>> BEGIN Source excerpt
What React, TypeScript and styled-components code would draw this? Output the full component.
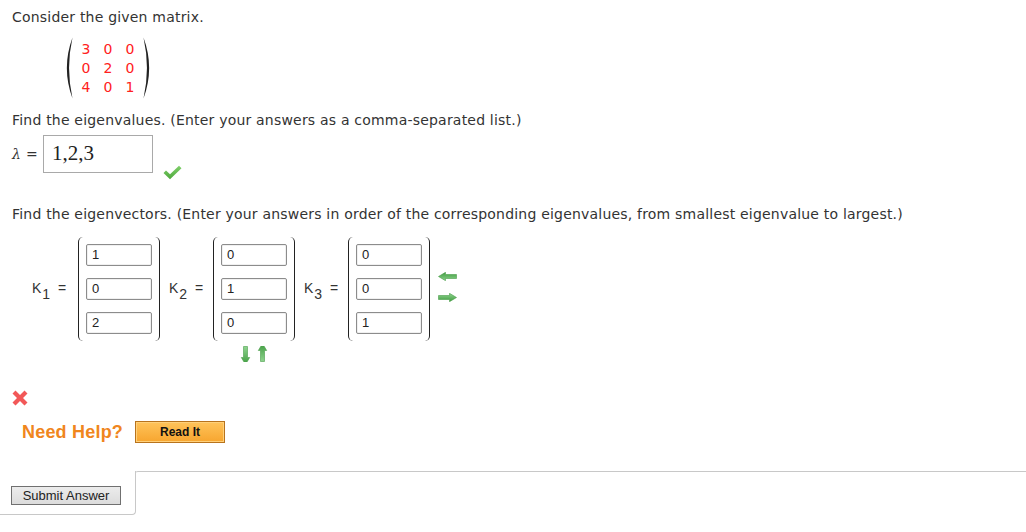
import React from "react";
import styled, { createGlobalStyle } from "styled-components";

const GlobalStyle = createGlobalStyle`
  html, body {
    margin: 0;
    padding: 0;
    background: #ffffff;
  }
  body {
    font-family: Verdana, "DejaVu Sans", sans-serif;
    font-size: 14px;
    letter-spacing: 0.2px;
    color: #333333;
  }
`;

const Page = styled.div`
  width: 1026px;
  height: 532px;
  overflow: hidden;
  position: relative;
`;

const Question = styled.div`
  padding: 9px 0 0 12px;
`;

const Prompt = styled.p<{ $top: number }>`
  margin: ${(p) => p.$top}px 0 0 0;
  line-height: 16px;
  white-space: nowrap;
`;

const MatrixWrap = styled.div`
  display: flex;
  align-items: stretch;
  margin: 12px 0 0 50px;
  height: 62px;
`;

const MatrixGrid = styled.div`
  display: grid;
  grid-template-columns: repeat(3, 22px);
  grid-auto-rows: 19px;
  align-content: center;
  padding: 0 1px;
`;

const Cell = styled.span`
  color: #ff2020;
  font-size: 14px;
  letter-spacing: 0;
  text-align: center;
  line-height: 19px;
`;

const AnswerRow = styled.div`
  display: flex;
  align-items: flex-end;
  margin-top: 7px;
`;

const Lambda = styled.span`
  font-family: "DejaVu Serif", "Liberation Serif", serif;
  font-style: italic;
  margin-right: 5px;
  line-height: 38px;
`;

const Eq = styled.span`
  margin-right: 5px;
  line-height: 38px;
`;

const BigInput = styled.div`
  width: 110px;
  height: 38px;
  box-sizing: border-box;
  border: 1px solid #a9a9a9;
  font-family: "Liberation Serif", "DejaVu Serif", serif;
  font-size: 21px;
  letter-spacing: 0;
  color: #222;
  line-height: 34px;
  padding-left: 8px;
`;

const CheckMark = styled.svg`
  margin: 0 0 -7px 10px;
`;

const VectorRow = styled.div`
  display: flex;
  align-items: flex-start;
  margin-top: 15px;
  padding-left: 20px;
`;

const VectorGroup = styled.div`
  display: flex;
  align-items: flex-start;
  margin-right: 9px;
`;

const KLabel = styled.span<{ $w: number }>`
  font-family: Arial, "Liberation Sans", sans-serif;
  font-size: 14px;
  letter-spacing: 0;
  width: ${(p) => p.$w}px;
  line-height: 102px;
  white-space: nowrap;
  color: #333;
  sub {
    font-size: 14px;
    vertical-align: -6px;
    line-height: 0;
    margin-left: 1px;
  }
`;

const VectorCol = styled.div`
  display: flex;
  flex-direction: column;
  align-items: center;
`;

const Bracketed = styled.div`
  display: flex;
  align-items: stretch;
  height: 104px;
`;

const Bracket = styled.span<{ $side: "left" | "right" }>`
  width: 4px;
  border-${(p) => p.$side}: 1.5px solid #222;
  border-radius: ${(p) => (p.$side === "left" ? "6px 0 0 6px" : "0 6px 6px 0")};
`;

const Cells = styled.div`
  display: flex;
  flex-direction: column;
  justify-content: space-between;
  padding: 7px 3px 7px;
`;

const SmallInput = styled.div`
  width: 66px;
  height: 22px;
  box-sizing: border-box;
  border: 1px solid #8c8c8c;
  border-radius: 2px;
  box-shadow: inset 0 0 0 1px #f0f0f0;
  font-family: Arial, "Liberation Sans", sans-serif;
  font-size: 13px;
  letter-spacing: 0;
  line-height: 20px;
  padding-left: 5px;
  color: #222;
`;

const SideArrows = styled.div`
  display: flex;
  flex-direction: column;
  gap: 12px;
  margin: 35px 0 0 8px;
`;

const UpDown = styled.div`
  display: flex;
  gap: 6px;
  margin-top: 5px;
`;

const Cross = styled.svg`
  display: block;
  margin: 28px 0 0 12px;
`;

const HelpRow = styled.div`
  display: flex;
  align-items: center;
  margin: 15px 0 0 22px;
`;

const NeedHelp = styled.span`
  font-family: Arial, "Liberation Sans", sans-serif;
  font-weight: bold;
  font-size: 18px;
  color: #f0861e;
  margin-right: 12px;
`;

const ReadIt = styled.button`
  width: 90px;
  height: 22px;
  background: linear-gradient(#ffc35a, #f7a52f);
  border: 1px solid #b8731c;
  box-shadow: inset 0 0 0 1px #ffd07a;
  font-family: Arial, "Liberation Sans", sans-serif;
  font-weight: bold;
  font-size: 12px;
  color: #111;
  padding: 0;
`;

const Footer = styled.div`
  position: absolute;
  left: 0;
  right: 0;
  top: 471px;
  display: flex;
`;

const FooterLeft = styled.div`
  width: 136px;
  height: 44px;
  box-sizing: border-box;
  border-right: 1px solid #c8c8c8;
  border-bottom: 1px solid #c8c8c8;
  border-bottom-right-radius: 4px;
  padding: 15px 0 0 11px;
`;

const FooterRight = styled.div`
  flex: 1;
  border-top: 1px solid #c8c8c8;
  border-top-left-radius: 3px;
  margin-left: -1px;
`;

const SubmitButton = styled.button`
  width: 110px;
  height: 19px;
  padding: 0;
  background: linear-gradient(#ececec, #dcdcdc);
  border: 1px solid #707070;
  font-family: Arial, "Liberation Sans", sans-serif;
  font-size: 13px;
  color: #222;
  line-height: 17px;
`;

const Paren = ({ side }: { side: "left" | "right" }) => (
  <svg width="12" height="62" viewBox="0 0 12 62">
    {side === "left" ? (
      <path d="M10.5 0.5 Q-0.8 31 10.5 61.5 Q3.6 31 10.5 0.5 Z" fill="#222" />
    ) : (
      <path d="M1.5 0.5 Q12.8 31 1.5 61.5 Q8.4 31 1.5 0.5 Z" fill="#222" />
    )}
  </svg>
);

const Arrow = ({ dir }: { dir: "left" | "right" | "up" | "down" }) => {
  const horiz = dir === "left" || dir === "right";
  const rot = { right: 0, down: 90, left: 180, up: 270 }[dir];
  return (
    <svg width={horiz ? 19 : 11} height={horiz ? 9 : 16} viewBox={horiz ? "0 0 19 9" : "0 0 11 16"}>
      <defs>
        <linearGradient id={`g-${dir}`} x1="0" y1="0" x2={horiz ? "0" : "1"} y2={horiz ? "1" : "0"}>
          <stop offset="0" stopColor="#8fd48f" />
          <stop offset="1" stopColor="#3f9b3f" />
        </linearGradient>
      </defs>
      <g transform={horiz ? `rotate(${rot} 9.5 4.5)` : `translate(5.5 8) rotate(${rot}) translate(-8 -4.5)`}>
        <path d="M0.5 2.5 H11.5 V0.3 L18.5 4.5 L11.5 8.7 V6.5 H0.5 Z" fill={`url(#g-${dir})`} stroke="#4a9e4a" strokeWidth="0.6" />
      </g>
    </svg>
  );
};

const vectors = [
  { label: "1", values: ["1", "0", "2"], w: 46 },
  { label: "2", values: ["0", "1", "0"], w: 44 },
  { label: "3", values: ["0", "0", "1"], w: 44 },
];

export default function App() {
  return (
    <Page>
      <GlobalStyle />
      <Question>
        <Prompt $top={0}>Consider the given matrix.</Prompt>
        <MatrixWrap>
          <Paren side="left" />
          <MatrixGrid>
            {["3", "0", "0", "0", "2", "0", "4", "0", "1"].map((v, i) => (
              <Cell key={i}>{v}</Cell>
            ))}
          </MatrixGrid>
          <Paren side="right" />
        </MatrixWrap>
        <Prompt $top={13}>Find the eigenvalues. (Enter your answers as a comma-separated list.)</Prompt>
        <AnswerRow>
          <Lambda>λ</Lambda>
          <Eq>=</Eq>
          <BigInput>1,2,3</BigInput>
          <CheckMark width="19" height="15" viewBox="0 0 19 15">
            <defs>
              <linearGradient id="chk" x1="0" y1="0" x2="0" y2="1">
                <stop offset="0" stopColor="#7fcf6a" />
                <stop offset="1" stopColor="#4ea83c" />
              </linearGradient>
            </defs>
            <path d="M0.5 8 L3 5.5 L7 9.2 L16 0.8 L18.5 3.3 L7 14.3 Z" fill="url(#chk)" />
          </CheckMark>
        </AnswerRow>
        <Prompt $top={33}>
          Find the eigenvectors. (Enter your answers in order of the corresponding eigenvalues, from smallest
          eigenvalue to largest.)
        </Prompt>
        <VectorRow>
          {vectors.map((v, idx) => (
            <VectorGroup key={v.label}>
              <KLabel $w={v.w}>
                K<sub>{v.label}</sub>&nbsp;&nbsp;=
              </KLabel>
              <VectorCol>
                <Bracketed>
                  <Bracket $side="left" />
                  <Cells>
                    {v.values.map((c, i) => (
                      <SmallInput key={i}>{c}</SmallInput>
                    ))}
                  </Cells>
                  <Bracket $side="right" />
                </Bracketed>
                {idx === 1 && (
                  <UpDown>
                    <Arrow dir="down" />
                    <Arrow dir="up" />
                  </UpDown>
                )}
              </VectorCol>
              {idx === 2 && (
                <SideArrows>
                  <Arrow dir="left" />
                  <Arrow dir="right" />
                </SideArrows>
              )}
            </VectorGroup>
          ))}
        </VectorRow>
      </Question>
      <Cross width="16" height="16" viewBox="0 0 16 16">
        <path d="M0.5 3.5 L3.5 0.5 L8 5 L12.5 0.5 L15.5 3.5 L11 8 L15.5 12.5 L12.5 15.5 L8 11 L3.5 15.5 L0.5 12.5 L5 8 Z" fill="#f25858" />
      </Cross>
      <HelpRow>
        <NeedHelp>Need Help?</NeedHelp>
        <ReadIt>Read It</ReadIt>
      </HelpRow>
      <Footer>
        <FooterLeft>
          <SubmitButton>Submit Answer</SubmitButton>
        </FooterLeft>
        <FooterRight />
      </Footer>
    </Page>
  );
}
>> END Source excerpt
Given task.
Count each line where the string "components" occurs, and write only the number.

Answer to the problem.
2